§ RECORD EXTRACTS

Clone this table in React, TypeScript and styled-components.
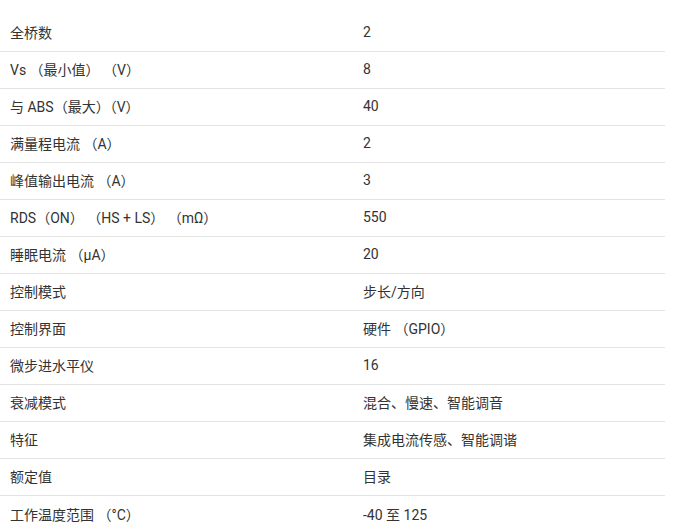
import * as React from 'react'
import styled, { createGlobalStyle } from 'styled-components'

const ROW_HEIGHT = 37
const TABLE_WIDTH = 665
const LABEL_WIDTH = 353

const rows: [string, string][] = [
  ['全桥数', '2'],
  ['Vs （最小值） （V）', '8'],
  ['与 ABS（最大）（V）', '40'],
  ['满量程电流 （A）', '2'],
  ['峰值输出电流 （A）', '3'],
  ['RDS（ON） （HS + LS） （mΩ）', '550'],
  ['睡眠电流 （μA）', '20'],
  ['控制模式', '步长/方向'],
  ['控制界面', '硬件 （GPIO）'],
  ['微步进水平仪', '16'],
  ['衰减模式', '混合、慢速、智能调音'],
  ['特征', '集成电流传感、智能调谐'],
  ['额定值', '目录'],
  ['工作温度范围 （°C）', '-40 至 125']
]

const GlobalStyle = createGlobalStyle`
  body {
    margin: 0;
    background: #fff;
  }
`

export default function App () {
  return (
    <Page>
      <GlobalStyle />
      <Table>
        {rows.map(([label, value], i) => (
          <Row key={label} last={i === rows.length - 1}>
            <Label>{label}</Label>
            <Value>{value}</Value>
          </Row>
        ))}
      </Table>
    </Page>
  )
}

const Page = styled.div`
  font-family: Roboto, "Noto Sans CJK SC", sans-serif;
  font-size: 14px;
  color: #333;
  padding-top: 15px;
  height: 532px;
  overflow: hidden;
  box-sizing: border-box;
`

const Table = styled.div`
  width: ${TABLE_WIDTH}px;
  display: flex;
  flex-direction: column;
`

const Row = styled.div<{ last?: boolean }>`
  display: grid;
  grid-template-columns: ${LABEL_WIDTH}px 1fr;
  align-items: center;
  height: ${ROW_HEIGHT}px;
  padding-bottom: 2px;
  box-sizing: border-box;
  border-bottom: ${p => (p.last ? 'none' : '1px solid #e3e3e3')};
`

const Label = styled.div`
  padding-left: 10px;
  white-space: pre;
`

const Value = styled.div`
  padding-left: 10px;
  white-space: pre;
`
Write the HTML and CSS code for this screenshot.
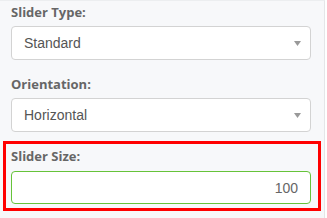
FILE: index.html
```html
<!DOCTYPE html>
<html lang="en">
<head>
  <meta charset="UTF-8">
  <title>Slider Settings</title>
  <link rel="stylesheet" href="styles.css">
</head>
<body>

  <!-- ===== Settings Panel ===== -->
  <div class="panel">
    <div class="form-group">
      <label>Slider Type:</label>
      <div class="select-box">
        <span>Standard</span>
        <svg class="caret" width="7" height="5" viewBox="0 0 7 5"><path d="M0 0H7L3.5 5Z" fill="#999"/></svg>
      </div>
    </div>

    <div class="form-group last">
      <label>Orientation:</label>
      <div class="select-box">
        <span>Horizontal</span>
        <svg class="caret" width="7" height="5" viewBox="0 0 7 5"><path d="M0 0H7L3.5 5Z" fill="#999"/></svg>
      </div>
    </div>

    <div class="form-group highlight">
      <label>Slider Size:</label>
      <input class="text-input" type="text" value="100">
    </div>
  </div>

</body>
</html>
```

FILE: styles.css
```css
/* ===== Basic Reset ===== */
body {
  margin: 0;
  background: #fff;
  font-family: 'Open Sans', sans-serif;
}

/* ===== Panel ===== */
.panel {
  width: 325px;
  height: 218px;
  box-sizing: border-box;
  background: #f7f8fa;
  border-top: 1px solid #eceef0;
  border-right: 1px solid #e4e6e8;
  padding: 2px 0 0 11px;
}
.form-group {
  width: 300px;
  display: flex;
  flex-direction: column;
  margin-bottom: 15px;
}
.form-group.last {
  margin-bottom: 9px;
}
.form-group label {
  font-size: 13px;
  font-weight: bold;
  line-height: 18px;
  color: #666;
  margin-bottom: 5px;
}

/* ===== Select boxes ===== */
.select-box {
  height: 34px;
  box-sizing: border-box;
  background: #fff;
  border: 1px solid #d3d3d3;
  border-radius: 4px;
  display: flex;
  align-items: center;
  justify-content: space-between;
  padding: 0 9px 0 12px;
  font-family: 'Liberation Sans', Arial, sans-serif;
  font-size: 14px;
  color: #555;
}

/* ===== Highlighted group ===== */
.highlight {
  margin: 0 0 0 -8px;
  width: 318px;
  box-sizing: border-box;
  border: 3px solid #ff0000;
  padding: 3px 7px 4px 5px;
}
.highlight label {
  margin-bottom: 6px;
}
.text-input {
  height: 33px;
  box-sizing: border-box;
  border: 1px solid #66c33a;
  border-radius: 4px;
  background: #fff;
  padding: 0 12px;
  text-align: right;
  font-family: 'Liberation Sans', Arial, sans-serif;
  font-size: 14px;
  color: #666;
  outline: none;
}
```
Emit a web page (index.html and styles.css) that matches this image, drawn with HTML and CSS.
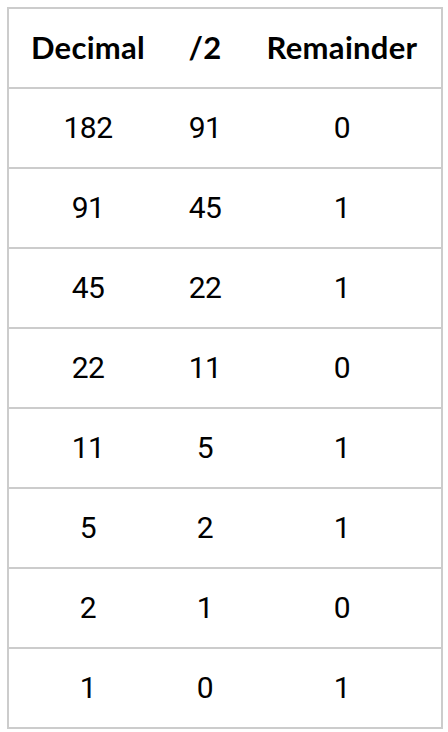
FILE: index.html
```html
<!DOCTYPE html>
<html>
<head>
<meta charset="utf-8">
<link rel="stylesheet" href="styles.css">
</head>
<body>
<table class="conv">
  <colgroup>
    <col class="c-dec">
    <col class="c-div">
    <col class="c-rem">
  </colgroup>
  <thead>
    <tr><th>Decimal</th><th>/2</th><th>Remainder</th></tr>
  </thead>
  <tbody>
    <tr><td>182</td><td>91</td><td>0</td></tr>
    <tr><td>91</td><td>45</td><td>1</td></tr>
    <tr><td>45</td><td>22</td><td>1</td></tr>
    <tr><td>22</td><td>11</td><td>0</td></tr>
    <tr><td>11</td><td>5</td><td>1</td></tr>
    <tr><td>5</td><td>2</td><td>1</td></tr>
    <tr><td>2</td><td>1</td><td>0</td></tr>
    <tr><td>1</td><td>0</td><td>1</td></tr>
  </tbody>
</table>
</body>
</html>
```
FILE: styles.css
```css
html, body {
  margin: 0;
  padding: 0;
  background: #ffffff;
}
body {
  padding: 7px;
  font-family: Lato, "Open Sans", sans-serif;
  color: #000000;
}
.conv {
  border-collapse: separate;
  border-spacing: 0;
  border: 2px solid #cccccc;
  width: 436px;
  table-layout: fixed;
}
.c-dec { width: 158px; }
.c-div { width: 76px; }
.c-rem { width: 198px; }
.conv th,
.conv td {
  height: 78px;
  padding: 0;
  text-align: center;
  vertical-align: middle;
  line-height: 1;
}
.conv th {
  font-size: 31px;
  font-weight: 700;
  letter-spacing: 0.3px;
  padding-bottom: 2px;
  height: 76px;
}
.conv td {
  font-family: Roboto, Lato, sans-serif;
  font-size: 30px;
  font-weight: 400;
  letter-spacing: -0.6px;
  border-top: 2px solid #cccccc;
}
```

§ WHAT TO WORK ON
Except for the pictures, copy the material above exactly.

§ CORRECT ANSWER
Clone this table in React, TypeScript and styled-components.
import * as React from 'react'
import styled, { createGlobalStyle } from 'styled-components'

const ROW_HEIGHT = 37
const TABLE_WIDTH = 665
const LABEL_WIDTH = 353

const rows: [string, string][] = [
  ['全桥数', '2'],
  ['Vs （最小值） （V）', '8'],
  ['与 ABS（最大）（V）', '40'],
  ['满量程电流 （A）', '2'],
  ['峰值输出电流 （A）', '3'],
  ['RDS（ON） （HS + LS） （mΩ）', '550'],
  ['睡眠电流 （μA）', '20'],
  ['控制模式', '步长/方向'],
  ['控制界面', '硬件 （GPIO）'],
  ['微步进水平仪', '16'],
  ['衰减模式', '混合、慢速、智能调音'],
  ['特征', '集成电流传感、智能调谐'],
  ['额定值', '目录'],
  ['工作温度范围 （°C）', '-40 至 125']
]

const GlobalStyle = createGlobalStyle`
  body {
    margin: 0;
    background: #fff;
  }
`

export default function App () {
  return (
    <Page>
      <GlobalStyle />
      <Table>
        {rows.map(([label, value], i) => (
          <Row key={label} last={i === rows.length - 1}>
            <Label>{label}</Label>
            <Value>{value}</Value>
          </Row>
        ))}
      </Table>
    </Page>
  )
}

const Page = styled.div`
  font-family: Roboto, "Noto Sans CJK SC", sans-serif;
  font-size: 14px;
  color: #333;
  padding-top: 15px;
  height: 532px;
  overflow: hidden;
  box-sizing: border-box;
`

const Table = styled.div`
  width: ${TABLE_WIDTH}px;
  display: flex;
  flex-direction: column;
`

const Row = styled.div<{ last?: boolean }>`
  display: grid;
  grid-template-columns: ${LABEL_WIDTH}px 1fr;
  align-items: center;
  height: ${ROW_HEIGHT}px;
  padding-bottom: 2px;
  box-sizing: border-box;
  border-bottom: ${p => (p.last ? 'none' : '1px solid #e3e3e3')};
`

const Label = styled.div`
  padding-left: 10px;
  white-space: pre;
`

const Value = styled.div`
  padding-left: 10px;
  white-space: pre;
`
Write the HTML and CSS code for this screenshot.
FILE: index.html
```html
<!DOCTYPE html>
<html lang="en">
<head>
  <meta charset="UTF-8">
  <title>Slider Settings</title>
  <link rel="stylesheet" href="styles.css">
</head>
<body>

  <!-- ===== Settings Panel ===== -->
  <div class="panel">
    <div class="form-group">
      <label>Slider Type:</label>
      <div class="select-box">
        <span>Standard</span>
        <svg class="caret" width="7" height="5" viewBox="0 0 7 5"><path d="M0 0H7L3.5 5Z" fill="#999"/></svg>
      </div>
    </div>

    <div class="form-group last">
      <label>Orientation:</label>
      <div class="select-box">
        <span>Horizontal</span>
        <svg class="caret" width="7" height="5" viewBox="0 0 7 5"><path d="M0 0H7L3.5 5Z" fill="#999"/></svg>
      </div>
    </div>

    <div class="form-group highlight">
      <label>Slider Size:</label>
      <input class="text-input" type="text" value="100">
    </div>
  </div>

</body>
</html>
```

FILE: styles.css
```css
/* ===== Basic Reset ===== */
body {
  margin: 0;
  background: #fff;
  font-family: 'Open Sans', sans-serif;
}

/* ===== Panel ===== */
.panel {
  width: 325px;
  height: 218px;
  box-sizing: border-box;
  background: #f7f8fa;
  border-top: 1px solid #eceef0;
  border-right: 1px solid #e4e6e8;
  padding: 2px 0 0 11px;
}
.form-group {
  width: 300px;
  display: flex;
  flex-direction: column;
  margin-bottom: 15px;
}
.form-group.last {
  margin-bottom: 9px;
}
.form-group label {
  font-size: 13px;
  font-weight: bold;
  line-height: 18px;
  color: #666;
  margin-bottom: 5px;
}

/* ===== Select boxes ===== */
.select-box {
  height: 34px;
  box-sizing: border-box;
  background: #fff;
  border: 1px solid #d3d3d3;
  border-radius: 4px;
  display: flex;
  align-items: center;
  justify-content: space-between;
  padding: 0 9px 0 12px;
  font-family: 'Liberation Sans', Arial, sans-serif;
  font-size: 14px;
  color: #555;
}

/* ===== Highlighted group ===== */
.highlight {
  margin: 0 0 0 -8px;
  width: 318px;
  box-sizing: border-box;
  border: 3px solid #ff0000;
  padding: 3px 7px 4px 5px;
}
.highlight label {
  margin-bottom: 6px;
}
.text-input {
  height: 33px;
  box-sizing: border-box;
  border: 1px solid #66c33a;
  border-radius: 4px;
  background: #fff;
  padding: 0 12px;
  text-align: right;
  font-family: 'Liberation Sans', Arial, sans-serif;
  font-size: 14px;
  color: #666;
  outline: none;
}
```
Emit a web page (index.html and styles.css) that matches this image, drawn with HTML and CSS.
FILE: index.html
```html
<!DOCTYPE html>
<html>
<head>
<meta charset="utf-8">
<link rel="stylesheet" href="styles.css">
</head>
<body>
<table class="conv">
  <colgroup>
    <col class="c-dec">
    <col class="c-div">
    <col class="c-rem">
  </colgroup>
  <thead>
    <tr><th>Decimal</th><th>/2</th><th>Remainder</th></tr>
  </thead>
  <tbody>
    <tr><td>182</td><td>91</td><td>0</td></tr>
    <tr><td>91</td><td>45</td><td>1</td></tr>
    <tr><td>45</td><td>22</td><td>1</td></tr>
    <tr><td>22</td><td>11</td><td>0</td></tr>
    <tr><td>11</td><td>5</td><td>1</td></tr>
    <tr><td>5</td><td>2</td><td>1</td></tr>
    <tr><td>2</td><td>1</td><td>0</td></tr>
    <tr><td>1</td><td>0</td><td>1</td></tr>
  </tbody>
</table>
</body>
</html>
```
FILE: styles.css
```css
html, body {
  margin: 0;
  padding: 0;
  background: #ffffff;
}
body {
  padding: 7px;
  font-family: Lato, "Open Sans", sans-serif;
  color: #000000;
}
.conv {
  border-collapse: separate;
  border-spacing: 0;
  border: 2px solid #cccccc;
  width: 436px;
  table-layout: fixed;
}
.c-dec { width: 158px; }
.c-div { width: 76px; }
.c-rem { width: 198px; }
.conv th,
.conv td {
  height: 78px;
  padding: 0;
  text-align: center;
  vertical-align: middle;
  line-height: 1;
}
.conv th {
  font-size: 31px;
  font-weight: 700;
  letter-spacing: 0.3px;
  padding-bottom: 2px;
  height: 76px;
}
.conv td {
  font-family: Roboto, Lato, sans-serif;
  font-size: 30px;
  font-weight: 400;
  letter-spacing: -0.6px;
  border-top: 2px solid #cccccc;
}
```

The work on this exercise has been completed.